By Kirsten Mullen
CorrespondentNovember 10, 2013
http://www.newsobserver.com/2013/11/10/3360160/space-race-and-stem.html
Stargazing is a “commonality across the human experience,” former NASA astronaut Mae Carol Jemison said to a room of skeptical Duke University science, technology, engineering and mathematics majors. The world’s first woman of color to complete a space flight was science mission specialist on the Endeavour crew.
Jemison was in Durham Oct. 25-26 for the Race in Space conference hosted by Duke’s Department of African and African American Studies.
“How many of you have ever thought of space exploration or being involved with space?” she asked.
Incredibly, only one student affirmed that she had had a personal experience with stars or the night sky as a child: Jemison had been the subject of her third-grade science project.
One attendee, Liza Sukra, of Guianese descent, said she first learned about Jemison from her Girl Scout troop leader: “I came here to meet a living legend.” When Jemison told the group that the European Space Agency launched from French Guiana, the listeners were astonished.

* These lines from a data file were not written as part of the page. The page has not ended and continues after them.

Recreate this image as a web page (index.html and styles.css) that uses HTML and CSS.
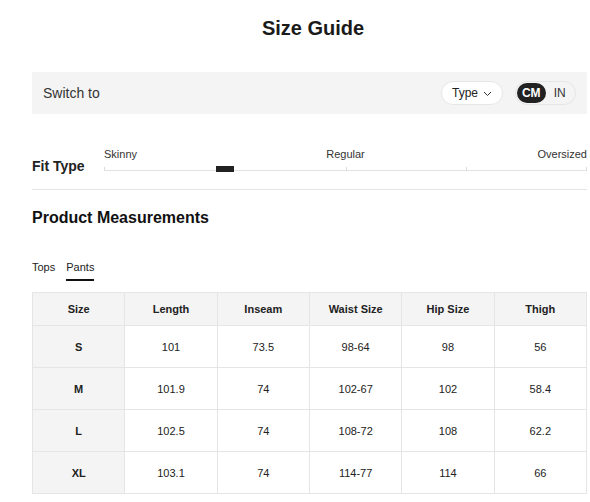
FILE: index.html
```html
<!DOCTYPE html>
<html lang="en">
<head>
<meta charset="utf-8">
<title>Size Guide</title>
<link rel="stylesheet" href="styles.css">
</head>
<body>
<div class="page">
  <h1 class="title">Size Guide</h1>

  <div class="switch-bar">
    <span class="switch-label">Switch to</span>
    <div class="switch-controls">
      <button class="type-pill">Type
        <svg class="chev" width="9" height="6" viewBox="0 0 9 6"><path d="M1 1 L4.5 4.5 L8 1" fill="none" stroke="#333" stroke-width="1"/></svg>
      </button>
      <div class="unit-toggle">
        <span class="unit active">CM</span>
        <span class="unit">IN</span>
      </div>
    </div>
  </div>

  <div class="fit">
    <div class="fit-label">Fit Type</div>
    <div class="fit-scale">
      <div class="fit-labels">
        <span class="fl-left">Skinny</span>
        <span class="fl-mid">Regular</span>
        <span class="fl-right">Oversized</span>
      </div>
      <div class="track">
        <span class="tick t0"></span>
        <span class="tick t50"></span>
        <span class="tick t75"></span>
        <span class="tick t100"></span>
        <span class="thumb"></span>
      </div>
    </div>
  </div>

  <h2 class="section-title">Product Measurements</h2>

  <div class="tabs">
    <span class="tab">Tops</span>
    <span class="tab active">Pants</span>
  </div>

  <table class="sizes">
    <thead>
      <tr><th>Size</th><th>Length</th><th>Inseam</th><th>Waist Size</th><th>Hip Size</th><th>Thigh</th></tr>
    </thead>
    <tbody>
      <tr><td class="sz">S</td><td>101</td><td>73.5</td><td>98-64</td><td>98</td><td>56</td></tr>
      <tr><td class="sz">M</td><td>101.9</td><td>74</td><td>102-67</td><td>102</td><td>58.4</td></tr>
      <tr><td class="sz">L</td><td>102.5</td><td>74</td><td>108-72</td><td>108</td><td>62.2</td></tr>
      <tr><td class="sz">XL</td><td>103.1</td><td>74</td><td>114-77</td><td>114</td><td>66</td></tr>
    </tbody>
  </table>
</div>
</body>
</html>
```

FILE: styles.css
```css
* { box-sizing: border-box; }
html, body { margin: 0; padding: 0; background: #fff; }
body {
  font-family: "Liberation Sans", Arial, sans-serif;
  color: #222;
  overflow: hidden;
}
.page {
  width: 590px;
  padding: 0 3px 0 32px;
}
.title {
  margin: 16px 0 0;
  padding-left: 7px;
  font-size: 20px;
  line-height: 24px;
  font-weight: bold;
  text-align: center;
  color: #1a1a1a;
}
.switch-bar {
  margin-top: 32px;
  height: 42px;
  background: #f4f4f4;
  display: flex;
  align-items: center;
  justify-content: space-between;
  padding: 0 11px;
}
.switch-label {
  font-size: 14px;
  color: #333;
}
.switch-controls {
  display: flex;
  align-items: center;
  gap: 12px;
}
.type-pill {
  width: 62px;
  height: 24px;
  border: 1px solid #e6e6e6;
  border-radius: 12px;
  background: #fff;
  font-family: inherit;
  font-size: 12px;
  color: #222;
  display: flex;
  align-items: center;
  justify-content: center;
  gap: 5px;
  padding: 0;
}
.chev { display: block; margin-top: 1px; }
.unit-toggle {
  width: 61px;
  height: 24px;
  border: 1px solid #e6e6e6;
  border-radius: 12px;
  background: #f4f4f4;
  display: flex;
  align-items: center;
  padding: 0 1px;
}
.unit {
  width: 29px;
  height: 20px;
  border-radius: 10px;
  font-size: 12px;
  display: flex;
  align-items: center;
  justify-content: center;
  color: #333;
}
.unit.active {
  background: #222;
  color: #fff;
  font-weight: bold;
}
.fit {
  margin-top: 34px;
  display: flex;
  align-items: flex-end;
  padding-bottom: 17px;
  border-bottom: 1px solid #e5e5e5;
}
.fit-label {
  width: 72px;
  font-size: 14px;
  line-height: 16px;
  font-weight: bold;
  margin-bottom: -2px;
}
.fit-scale {
  flex: 1;
}
.fit-labels {
  position: relative;
  height: 13px;
  font-size: 11px;
  line-height: 13px;
  color: #333;
}
.fl-left { position: absolute; left: 0; }
.fl-mid { position: absolute; left: 50%; transform: translateX(-50%); }
.fl-right { position: absolute; right: 0; }
.track {
  position: relative;
  margin-top: 5px;
  height: 6px;
}
.track::before {
  content: "";
  position: absolute;
  left: 0;
  right: 0;
  top: 4px;
  height: 1px;
  background: #e2e2e2;
}
.tick {
  position: absolute;
  top: 1px;
  width: 1px;
  height: 4px;
  background: #dcdcdc;
}
.t0 { left: 0; }
.t50 { left: 50%; }
.t75 { left: 75%; }
.t100 { right: 0; }
.thumb {
  position: absolute;
  left: 112px;
  top: 0;
  width: 18px;
  height: 6px;
  background: #222;
}
.section-title {
  margin: 18px 0 0;
  font-size: 16px;
  line-height: 20px;
  font-weight: bold;
  color: #111;
}
.tabs {
  margin-top: 33px;
  display: flex;
  gap: 11px;
}
.tab {
  font-size: 11px;
  line-height: 13px;
  padding-bottom: 5px;
  border-bottom: 2px solid transparent;
  color: #222;
}
.tab.active {
  border-bottom-color: #111;
}
.sizes {
  margin-top: 11px;
  width: 555px;
  table-layout: fixed;
  border-collapse: collapse;
  font-size: 11px;
  color: #222;
}
.sizes th, .sizes td {
  border: 1px solid #e5e5e5;
  text-align: center;
  padding: 0;
}
.sizes th {
  height: 33px;
  background: #f4f4f4;
  font-weight: bold;
}
.sizes td {
  height: 42px;
}
.sizes td.sz {
  background: #f4f4f4;
  font-weight: bold;
}
```
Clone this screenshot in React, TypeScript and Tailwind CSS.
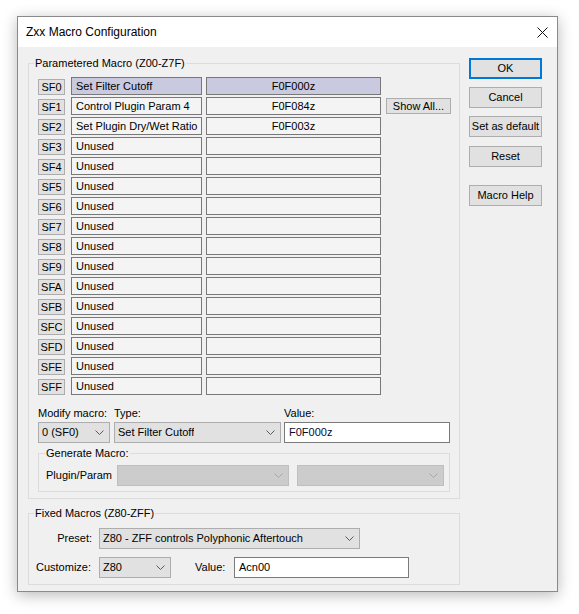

A medical doctor who trained in chemical engineering and African and Afro-American studies at Stanford University, when few women and blacks were STEM majors, Jemison, now 57, was inspired by a fictional character, Lt. Nyota Uhura of “Star Trek,” played by Nichelle Nichols.
“We have so many assumptions that keep us out of fields of inquiry,” Jemison said, “but space exploration is transdisciplinary.” Her presentation chronicled the “Unlikely Story of NASA and the Civil Rights Movement,” two undertakings that took off starting in the late 1950s. President Lyndon Johnson saw NASA – headquartered in the heart of the old Confederacy (Alabama, Florida and Texas) – and the space program, which was governed by the Equal Opportunity mandate, as vehicles to transform the South.
Duke’s William Darity Jr., Arts & Sciences professor of public policy and professor of African and African-American studies and economics, said the goal of the Race in Space conference was “to explore the ways that race, culture and nationality might play out in the colonization of space stations, planets and star systems.”
Minorities and STEM
A major concern is the persistent under-representation of people of color in the STEM disciplines. With the exception of chemistry and medicine, few African-Americans, Latinos and Native Americans are engaged in STEM fields. Three area university faculty members offered insights into the problem and discussed the efforts their institutions are making to reverse the trend.
In “America’s Future Demands a Diverse and Competitive STEM Workforce,” an essay published in “The State of Black America 2011: Jobs Rebuild America” (National Urban League), Rhonda Sharpe, director of the Global Inequality Research Initiative at Duke, noted that in 2010, fewer than 25 African-Americans nationally received doctorate degrees in the fields of aerospace, astronomy, atmospheric and physical sciences, earth sciences and oceanography combined: “The factors impeding persistence at the undergraduate level are academic preparation, adequate financial aid and strong support networks in college.”
While more black high school students are enrolled in rigorous math courses, an even greater proportion of white students take those classes, so significant gaps remain. Between 2000 and 2009, blacks represented 15 percent of the labor force but accounted for only 7.4 percent of the scientific workforce. Numbers for Latinos are only slightly higher, while the Native American presence in the sciences workforce falls in the 0 percent to 1 percent range.
Tarek Echekki, professor in the Department of Mechanical and Aerospace Engineering at N.C. State University, said reversing that trend will require a multi-pronged approach directed at “all levels, from the formative years of elementary school – and perhaps earlier – to the university level, where faculty and R&D scientists run into obstacles while attempting to succeed in their fields.”
Echekki likens the problem to a pipeline “with many leaks diverting people of color – and under-represented groups in STEM, in general – from science and technologies fields.” Plugging those leaks will require “access to opportunities and resources for K-12, overcoming stereotypes of what STEM fields involve (and) misconceptions about the kinds of people who work in these fields,” providing incentives for students “to stay in STEM tracks in college and building resiliency in people who may find themselves isolated or labeled.”
Outreach programs
Caesar Jackson, geophysicist and dean of the School of Graduate Studies at N.C. Central University, is on the front line in the quest to draw more people of color to the STEM fields. NCCU has launched multiple outreach programs designed to “identify, motivate and excite young scientists in the making,” and is the site of the NASA University Center for Aerospace Devices Research and Education.
The NASA-CADRE project was created, he said, to “provide a framework for broadly based, competitive, multi-disciplinary science and engineering research.”
“While the production of the next class of astronauts or space scientists is not a direct goal of the collaboration,” Jackson said, students and faculty across disciplines “support space exploration and space research.”
Darity, the Duke professor who organized the Race in Space conference, added, “STEM training is necessary but not sufficient. We also have to root out discriminatory exclusion for blacks who have obtained all of the requisite training.”